» THE PROBLEM:
Extract and list every line that contains the word "TypeScript".

» DATASET EXCERPTS:
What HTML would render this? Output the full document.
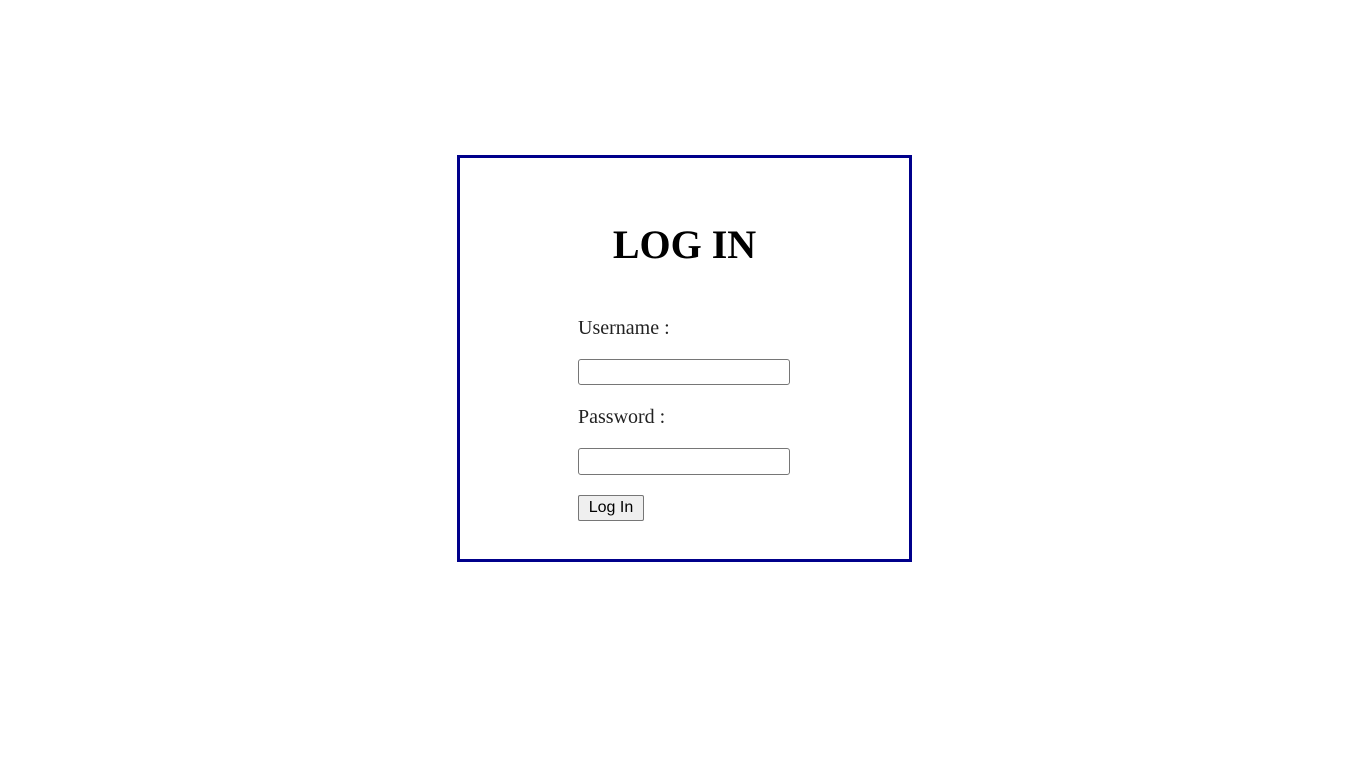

---

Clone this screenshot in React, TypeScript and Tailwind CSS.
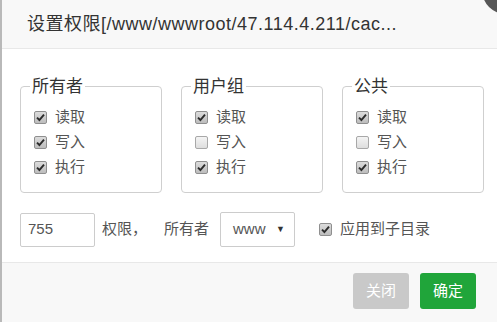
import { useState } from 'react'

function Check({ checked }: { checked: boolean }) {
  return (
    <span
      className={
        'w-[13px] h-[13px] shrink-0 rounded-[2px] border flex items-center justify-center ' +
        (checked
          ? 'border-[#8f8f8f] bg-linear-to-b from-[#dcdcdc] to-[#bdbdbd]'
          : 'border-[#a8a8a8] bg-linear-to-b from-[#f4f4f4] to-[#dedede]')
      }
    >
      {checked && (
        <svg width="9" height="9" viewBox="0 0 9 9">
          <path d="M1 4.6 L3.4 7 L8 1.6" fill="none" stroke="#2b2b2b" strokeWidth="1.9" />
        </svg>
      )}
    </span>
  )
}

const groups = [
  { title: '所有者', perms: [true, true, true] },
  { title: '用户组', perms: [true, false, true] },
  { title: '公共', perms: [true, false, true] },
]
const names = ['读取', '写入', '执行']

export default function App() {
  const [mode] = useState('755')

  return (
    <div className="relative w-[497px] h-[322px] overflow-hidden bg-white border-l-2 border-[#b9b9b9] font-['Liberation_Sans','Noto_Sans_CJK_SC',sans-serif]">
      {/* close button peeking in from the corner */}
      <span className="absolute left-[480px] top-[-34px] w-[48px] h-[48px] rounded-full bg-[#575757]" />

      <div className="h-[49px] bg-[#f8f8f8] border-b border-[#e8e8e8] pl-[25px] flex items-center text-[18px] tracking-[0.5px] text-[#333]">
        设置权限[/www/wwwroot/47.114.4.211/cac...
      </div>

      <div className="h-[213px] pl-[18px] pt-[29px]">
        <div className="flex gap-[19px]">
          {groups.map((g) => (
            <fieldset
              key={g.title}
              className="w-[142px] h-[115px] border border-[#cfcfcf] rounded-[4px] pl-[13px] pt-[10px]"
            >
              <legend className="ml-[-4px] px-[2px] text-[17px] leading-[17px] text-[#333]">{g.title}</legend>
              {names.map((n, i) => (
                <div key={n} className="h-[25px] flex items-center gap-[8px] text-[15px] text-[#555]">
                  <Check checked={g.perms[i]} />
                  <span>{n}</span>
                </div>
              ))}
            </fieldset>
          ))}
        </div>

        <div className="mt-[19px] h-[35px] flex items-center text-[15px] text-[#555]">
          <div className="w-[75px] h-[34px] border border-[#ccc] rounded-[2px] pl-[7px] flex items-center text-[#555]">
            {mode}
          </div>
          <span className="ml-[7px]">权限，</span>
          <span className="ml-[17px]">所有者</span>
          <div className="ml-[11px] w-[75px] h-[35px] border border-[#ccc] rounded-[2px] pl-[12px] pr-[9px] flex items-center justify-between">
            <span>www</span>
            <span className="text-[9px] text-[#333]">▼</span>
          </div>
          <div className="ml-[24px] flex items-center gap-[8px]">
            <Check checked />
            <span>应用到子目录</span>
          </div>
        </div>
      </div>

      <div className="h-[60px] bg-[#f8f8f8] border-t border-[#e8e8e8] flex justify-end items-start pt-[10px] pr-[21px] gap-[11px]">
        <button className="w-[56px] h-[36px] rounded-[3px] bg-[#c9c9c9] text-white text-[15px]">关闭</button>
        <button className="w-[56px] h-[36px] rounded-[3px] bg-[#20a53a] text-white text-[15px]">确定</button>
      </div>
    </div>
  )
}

--

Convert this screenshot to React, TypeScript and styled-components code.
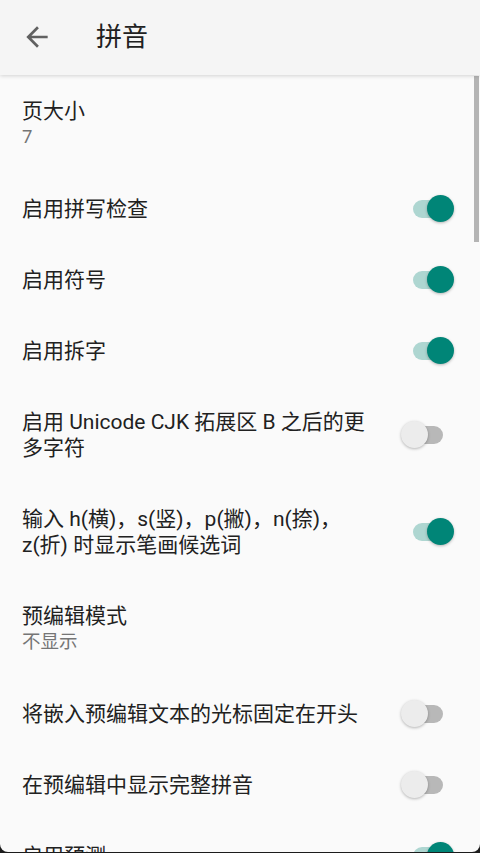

» SOLUTION TO THIS TASK:
Clone this screenshot in React, TypeScript and Tailwind CSS.
Convert this screenshot to React, TypeScript and styled-components code.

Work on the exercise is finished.